◆ Supplied material
☆ ☆ ☆
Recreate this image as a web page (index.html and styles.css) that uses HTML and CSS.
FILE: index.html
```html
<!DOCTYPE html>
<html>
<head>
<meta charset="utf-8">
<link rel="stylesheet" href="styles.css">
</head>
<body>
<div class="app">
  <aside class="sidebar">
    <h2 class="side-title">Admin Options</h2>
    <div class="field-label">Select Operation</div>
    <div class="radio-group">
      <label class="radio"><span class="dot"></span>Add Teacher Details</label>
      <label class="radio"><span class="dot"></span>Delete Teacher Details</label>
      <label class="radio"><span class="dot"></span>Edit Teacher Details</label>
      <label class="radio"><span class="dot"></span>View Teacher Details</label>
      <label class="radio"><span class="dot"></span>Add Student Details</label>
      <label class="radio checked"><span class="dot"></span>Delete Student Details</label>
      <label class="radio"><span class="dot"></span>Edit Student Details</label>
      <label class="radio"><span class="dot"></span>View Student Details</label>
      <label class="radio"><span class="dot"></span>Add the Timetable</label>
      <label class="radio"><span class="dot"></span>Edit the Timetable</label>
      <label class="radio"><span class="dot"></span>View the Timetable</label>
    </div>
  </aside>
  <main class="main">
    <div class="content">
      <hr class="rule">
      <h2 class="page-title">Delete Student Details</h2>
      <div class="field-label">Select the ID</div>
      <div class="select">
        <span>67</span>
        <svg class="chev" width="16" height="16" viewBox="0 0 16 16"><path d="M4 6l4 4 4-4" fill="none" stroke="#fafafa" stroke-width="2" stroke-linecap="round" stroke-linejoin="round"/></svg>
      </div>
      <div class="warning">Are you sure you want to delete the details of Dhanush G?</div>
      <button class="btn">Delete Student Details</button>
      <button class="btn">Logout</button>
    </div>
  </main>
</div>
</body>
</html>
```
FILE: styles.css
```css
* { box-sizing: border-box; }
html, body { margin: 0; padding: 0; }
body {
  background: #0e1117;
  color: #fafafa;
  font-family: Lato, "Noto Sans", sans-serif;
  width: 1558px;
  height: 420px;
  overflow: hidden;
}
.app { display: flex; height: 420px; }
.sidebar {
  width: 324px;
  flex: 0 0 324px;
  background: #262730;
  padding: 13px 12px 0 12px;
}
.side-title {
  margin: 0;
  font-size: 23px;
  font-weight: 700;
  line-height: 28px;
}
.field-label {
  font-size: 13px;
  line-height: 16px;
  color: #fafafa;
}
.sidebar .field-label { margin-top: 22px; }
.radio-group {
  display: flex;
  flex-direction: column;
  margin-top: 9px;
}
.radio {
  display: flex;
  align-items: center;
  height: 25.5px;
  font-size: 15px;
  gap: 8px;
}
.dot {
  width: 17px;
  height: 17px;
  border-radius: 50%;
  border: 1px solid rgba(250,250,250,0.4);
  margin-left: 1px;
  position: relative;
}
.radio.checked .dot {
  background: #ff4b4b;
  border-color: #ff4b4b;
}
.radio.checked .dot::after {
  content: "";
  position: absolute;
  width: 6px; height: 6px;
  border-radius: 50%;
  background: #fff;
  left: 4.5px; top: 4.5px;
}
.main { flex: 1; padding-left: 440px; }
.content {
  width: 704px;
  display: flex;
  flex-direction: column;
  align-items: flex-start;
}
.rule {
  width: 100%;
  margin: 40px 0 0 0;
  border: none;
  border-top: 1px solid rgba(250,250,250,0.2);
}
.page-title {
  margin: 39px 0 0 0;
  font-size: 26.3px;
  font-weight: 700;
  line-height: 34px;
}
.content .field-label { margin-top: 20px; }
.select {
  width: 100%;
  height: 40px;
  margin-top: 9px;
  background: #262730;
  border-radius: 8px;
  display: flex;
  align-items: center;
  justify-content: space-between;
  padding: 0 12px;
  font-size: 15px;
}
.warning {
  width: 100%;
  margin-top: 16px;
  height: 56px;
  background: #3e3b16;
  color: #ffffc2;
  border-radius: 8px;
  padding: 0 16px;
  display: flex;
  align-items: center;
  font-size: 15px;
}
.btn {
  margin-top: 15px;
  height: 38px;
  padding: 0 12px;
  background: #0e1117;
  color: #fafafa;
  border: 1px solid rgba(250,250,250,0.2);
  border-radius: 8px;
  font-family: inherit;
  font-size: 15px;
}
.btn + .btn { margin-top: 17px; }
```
☆ ☆ ☆
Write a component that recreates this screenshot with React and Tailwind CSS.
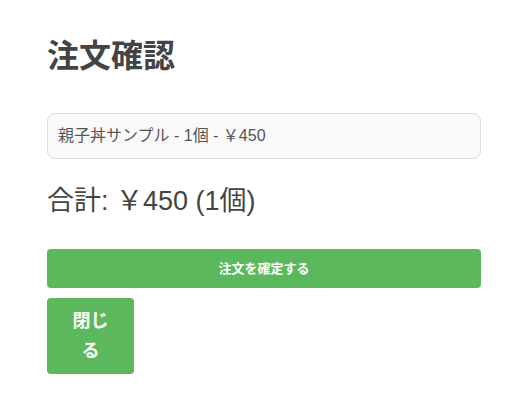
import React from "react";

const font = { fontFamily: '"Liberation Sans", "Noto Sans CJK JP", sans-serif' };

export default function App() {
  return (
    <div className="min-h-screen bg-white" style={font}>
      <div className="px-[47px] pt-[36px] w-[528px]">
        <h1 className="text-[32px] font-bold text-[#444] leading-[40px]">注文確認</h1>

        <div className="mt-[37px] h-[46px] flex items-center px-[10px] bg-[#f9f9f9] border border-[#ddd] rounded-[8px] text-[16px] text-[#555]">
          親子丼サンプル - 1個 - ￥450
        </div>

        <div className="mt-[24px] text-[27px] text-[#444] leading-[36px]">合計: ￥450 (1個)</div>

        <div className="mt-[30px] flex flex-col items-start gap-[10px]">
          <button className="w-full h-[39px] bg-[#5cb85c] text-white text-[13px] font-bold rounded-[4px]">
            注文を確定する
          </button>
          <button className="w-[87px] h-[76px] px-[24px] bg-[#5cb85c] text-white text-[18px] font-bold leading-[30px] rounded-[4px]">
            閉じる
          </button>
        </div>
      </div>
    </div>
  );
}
☆ ☆ ☆
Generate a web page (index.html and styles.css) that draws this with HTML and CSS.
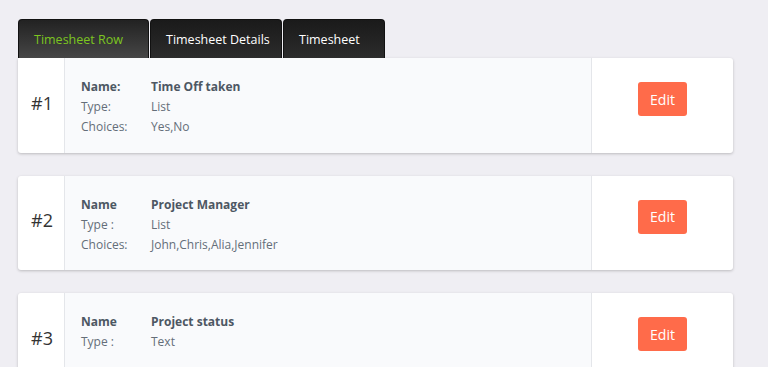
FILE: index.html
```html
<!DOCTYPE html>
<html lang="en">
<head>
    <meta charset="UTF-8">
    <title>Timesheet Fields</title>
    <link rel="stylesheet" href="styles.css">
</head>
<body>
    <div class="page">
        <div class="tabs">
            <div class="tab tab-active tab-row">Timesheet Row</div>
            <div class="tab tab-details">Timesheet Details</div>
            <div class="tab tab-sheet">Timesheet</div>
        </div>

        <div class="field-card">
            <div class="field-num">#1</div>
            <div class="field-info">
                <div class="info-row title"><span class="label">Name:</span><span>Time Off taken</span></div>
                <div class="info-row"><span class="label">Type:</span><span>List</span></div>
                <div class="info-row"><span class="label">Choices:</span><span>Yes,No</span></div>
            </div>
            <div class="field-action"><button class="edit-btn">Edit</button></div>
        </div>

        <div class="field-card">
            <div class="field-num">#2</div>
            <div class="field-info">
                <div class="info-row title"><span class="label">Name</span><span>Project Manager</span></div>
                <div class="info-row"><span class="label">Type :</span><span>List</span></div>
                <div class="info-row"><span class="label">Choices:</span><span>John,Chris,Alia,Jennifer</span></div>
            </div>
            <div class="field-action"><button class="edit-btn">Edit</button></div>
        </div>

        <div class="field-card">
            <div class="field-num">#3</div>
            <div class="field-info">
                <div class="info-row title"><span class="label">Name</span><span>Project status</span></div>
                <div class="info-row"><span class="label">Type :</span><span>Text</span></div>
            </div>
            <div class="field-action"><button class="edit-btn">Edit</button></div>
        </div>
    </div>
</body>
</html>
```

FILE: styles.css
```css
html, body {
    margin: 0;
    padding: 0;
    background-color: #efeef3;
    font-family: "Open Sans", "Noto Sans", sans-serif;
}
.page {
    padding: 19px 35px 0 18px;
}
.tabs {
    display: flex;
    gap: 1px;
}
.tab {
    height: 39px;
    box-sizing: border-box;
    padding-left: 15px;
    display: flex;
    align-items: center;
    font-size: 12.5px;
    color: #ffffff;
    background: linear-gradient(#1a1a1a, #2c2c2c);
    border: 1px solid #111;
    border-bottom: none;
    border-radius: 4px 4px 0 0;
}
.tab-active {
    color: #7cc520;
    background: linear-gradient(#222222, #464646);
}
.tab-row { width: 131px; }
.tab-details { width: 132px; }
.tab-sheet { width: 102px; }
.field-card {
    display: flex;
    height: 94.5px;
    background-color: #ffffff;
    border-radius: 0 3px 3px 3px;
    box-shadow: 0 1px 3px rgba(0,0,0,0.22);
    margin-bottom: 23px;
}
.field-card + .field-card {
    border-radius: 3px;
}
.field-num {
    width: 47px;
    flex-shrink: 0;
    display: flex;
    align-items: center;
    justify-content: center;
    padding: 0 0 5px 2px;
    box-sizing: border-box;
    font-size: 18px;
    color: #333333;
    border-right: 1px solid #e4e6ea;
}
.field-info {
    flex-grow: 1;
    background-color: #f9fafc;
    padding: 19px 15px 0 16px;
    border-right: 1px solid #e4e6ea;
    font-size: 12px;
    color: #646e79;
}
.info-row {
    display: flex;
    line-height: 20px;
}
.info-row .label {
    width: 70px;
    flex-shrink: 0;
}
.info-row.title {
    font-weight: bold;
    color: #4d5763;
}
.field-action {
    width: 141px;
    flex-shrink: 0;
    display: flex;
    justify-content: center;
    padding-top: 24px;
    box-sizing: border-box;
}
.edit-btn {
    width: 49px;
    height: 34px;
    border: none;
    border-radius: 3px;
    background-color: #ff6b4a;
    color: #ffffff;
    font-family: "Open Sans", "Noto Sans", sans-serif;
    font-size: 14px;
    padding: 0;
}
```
☆ ☆ ☆
Write down every line of the data above that includes the string "with".

◆ Final result
Write a component that recreates this screenshot with React and Tailwind CSS.
Generate a web page (index.html and styles.css) that draws this with HTML and CSS.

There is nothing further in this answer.